STATED GOAL:
Restate the material word for word and leave out anything that is a picture.

SOURCE MATERIAL:
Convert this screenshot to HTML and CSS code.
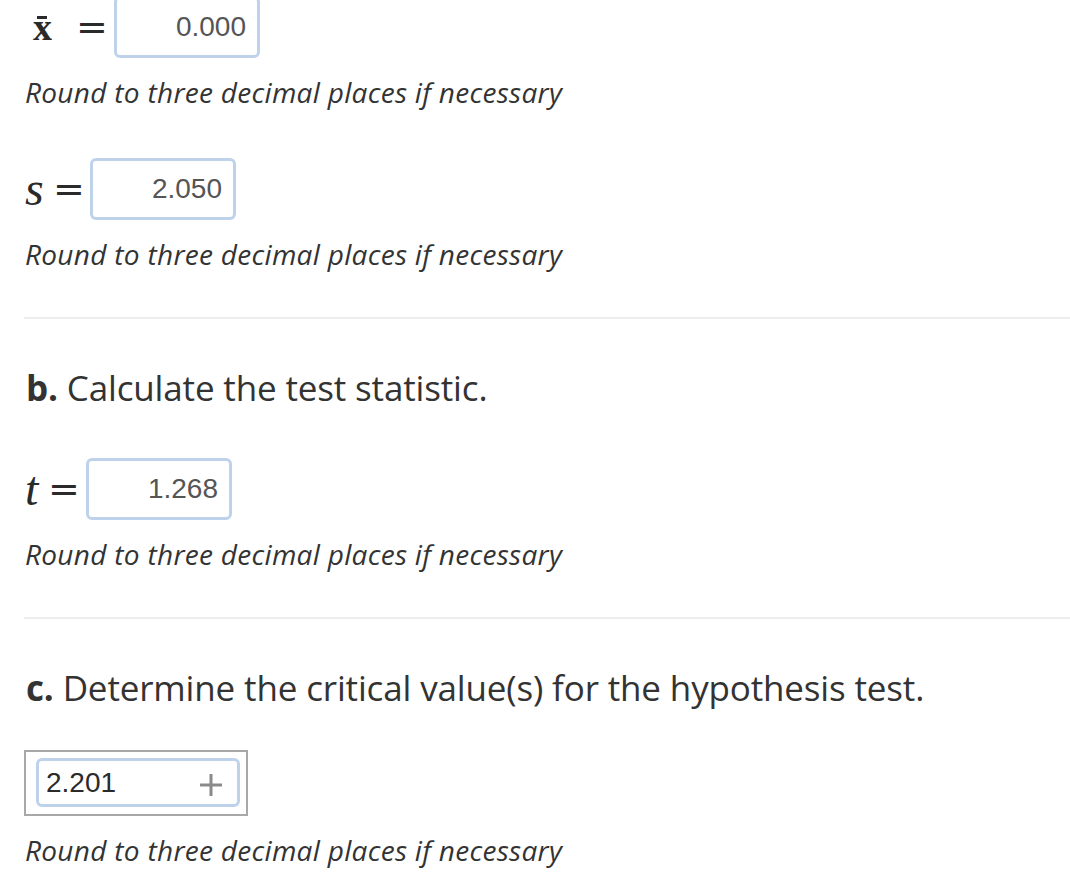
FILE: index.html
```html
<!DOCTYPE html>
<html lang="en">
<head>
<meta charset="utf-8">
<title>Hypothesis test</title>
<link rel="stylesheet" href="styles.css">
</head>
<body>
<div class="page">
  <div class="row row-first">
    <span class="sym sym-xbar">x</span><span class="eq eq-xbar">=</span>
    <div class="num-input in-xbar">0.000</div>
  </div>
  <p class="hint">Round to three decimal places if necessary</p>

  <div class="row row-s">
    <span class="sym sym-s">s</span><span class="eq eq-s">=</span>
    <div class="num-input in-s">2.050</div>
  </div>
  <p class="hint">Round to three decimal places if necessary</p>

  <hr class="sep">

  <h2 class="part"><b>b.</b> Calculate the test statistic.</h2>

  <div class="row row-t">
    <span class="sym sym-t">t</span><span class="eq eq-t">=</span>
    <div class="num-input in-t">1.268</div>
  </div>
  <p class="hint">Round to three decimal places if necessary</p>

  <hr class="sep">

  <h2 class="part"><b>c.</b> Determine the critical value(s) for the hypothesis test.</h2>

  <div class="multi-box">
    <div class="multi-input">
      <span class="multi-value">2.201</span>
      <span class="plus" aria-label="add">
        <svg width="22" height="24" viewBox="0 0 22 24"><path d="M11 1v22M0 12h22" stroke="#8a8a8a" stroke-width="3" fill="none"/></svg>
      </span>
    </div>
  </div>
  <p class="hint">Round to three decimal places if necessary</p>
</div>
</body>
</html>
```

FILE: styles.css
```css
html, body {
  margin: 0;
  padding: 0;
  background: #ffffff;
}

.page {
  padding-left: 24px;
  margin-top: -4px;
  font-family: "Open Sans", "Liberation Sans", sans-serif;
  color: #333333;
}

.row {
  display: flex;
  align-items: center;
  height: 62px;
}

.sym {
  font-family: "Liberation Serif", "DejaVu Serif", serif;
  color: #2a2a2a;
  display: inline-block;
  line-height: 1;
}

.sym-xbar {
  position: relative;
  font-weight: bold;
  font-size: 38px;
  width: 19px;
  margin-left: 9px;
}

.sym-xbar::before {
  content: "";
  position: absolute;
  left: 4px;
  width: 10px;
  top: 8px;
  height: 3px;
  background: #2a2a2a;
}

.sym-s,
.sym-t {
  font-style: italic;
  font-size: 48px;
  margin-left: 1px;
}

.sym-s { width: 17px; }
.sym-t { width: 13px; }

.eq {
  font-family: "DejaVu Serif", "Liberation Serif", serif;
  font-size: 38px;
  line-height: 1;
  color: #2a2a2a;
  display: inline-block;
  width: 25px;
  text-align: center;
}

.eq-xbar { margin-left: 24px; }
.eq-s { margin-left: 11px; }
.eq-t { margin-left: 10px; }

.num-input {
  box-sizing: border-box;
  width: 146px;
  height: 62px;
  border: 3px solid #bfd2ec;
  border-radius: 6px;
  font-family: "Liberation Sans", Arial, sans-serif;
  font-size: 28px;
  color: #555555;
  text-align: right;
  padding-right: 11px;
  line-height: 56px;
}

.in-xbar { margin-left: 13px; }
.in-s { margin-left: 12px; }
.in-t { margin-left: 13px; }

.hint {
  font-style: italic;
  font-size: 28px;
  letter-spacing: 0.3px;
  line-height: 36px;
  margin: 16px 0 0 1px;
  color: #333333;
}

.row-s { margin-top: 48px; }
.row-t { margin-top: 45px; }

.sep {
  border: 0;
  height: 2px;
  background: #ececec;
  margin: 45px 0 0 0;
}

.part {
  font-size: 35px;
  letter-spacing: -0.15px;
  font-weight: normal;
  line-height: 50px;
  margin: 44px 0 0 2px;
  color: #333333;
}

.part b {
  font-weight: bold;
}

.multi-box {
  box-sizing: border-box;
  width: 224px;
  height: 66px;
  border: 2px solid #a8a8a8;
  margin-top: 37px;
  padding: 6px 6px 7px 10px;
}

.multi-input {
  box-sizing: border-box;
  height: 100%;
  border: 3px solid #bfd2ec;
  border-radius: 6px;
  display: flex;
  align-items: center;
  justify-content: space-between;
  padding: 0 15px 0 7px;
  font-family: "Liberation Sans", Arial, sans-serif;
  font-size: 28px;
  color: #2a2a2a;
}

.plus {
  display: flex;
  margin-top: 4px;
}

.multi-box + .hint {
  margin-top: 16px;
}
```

WRITTEN ANSWER:
Convert this screenshot to HTML and CSS code.
FILE: index.html
```html
<!DOCTYPE html>
<html lang="en">
<head>
<meta charset="utf-8">
<title>Hypothesis test</title>
<link rel="stylesheet" href="styles.css">
</head>
<body>
<div class="page">
  <div class="row row-first">
    <span class="sym sym-xbar">x</span><span class="eq eq-xbar">=</span>
    <div class="num-input in-xbar">0.000</div>
  </div>
  <p class="hint">Round to three decimal places if necessary</p>

  <div class="row row-s">
    <span class="sym sym-s">s</span><span class="eq eq-s">=</span>
    <div class="num-input in-s">2.050</div>
  </div>
  <p class="hint">Round to three decimal places if necessary</p>

  <hr class="sep">

  <h2 class="part"><b>b.</b> Calculate the test statistic.</h2>

  <div class="row row-t">
    <span class="sym sym-t">t</span><span class="eq eq-t">=</span>
    <div class="num-input in-t">1.268</div>
  </div>
  <p class="hint">Round to three decimal places if necessary</p>

  <hr class="sep">

  <h2 class="part"><b>c.</b> Determine the critical value(s) for the hypothesis test.</h2>

  <div class="multi-box">
    <div class="multi-input">
      <span class="multi-value">2.201</span>
      <span class="plus" aria-label="add">
        <svg width="22" height="24" viewBox="0 0 22 24"><path d="M11 1v22M0 12h22" stroke="#8a8a8a" stroke-width="3" fill="none"/></svg>
      </span>
    </div>
  </div>
  <p class="hint">Round to three decimal places if necessary</p>
</div>
</body>
</html>
```

FILE: styles.css
```css
html, body {
  margin: 0;
  padding: 0;
  background: #ffffff;
}

.page {
  padding-left: 24px;
  margin-top: -4px;
  font-family: "Open Sans", "Liberation Sans", sans-serif;
  color: #333333;
}

.row {
  display: flex;
  align-items: center;
  height: 62px;
}

.sym {
  font-family: "Liberation Serif", "DejaVu Serif", serif;
  color: #2a2a2a;
  display: inline-block;
  line-height: 1;
}

.sym-xbar {
  position: relative;
  font-weight: bold;
  font-size: 38px;
  width: 19px;
  margin-left: 9px;
}

.sym-xbar::before {
  content: "";
  position: absolute;
  left: 4px;
  width: 10px;
  top: 8px;
  height: 3px;
  background: #2a2a2a;
}

.sym-s,
.sym-t {
  font-style: italic;
  font-size: 48px;
  margin-left: 1px;
}

.sym-s { width: 17px; }
.sym-t { width: 13px; }

.eq {
  font-family: "DejaVu Serif", "Liberation Serif", serif;
  font-size: 38px;
  line-height: 1;
  color: #2a2a2a;
  display: inline-block;
  width: 25px;
  text-align: center;
}

.eq-xbar { margin-left: 24px; }
.eq-s { margin-left: 11px; }
.eq-t { margin-left: 10px; }

.num-input {
  box-sizing: border-box;
  width: 146px;
  height: 62px;
  border: 3px solid #bfd2ec;
  border-radius: 6px;
  font-family: "Liberation Sans", Arial, sans-serif;
  font-size: 28px;
  color: #555555;
  text-align: right;
  padding-right: 11px;
  line-height: 56px;
}

.in-xbar { margin-left: 13px; }
.in-s { margin-left: 12px; }
.in-t { margin-left: 13px; }

.hint {
  font-style: italic;
  font-size: 28px;
  letter-spacing: 0.3px;
  line-height: 36px;
  margin: 16px 0 0 1px;
  color: #333333;
}

.row-s { margin-top: 48px; }
.row-t { margin-top: 45px; }

.sep {
  border: 0;
  height: 2px;
  background: #ececec;
  margin: 45px 0 0 0;
}

.part {
  font-size: 35px;
  letter-spacing: -0.15px;
  font-weight: normal;
  line-height: 50px;
  margin: 44px 0 0 2px;
  color: #333333;
}

.part b {
  font-weight: bold;
}

.multi-box {
  box-sizing: border-box;
  width: 224px;
  height: 66px;
  border: 2px solid #a8a8a8;
  margin-top: 37px;
  padding: 6px 6px 7px 10px;
}

.multi-input {
  box-sizing: border-box;
  height: 100%;
  border: 3px solid #bfd2ec;
  border-radius: 6px;
  display: flex;
  align-items: center;
  justify-content: space-between;
  padding: 0 15px 0 7px;
  font-family: "Liberation Sans", Arial, sans-serif;
  font-size: 28px;
  color: #2a2a2a;
}

.plus {
  display: flex;
  margin-top: 4px;
}

.multi-box + .hint {
  margin-top: 16px;
}
```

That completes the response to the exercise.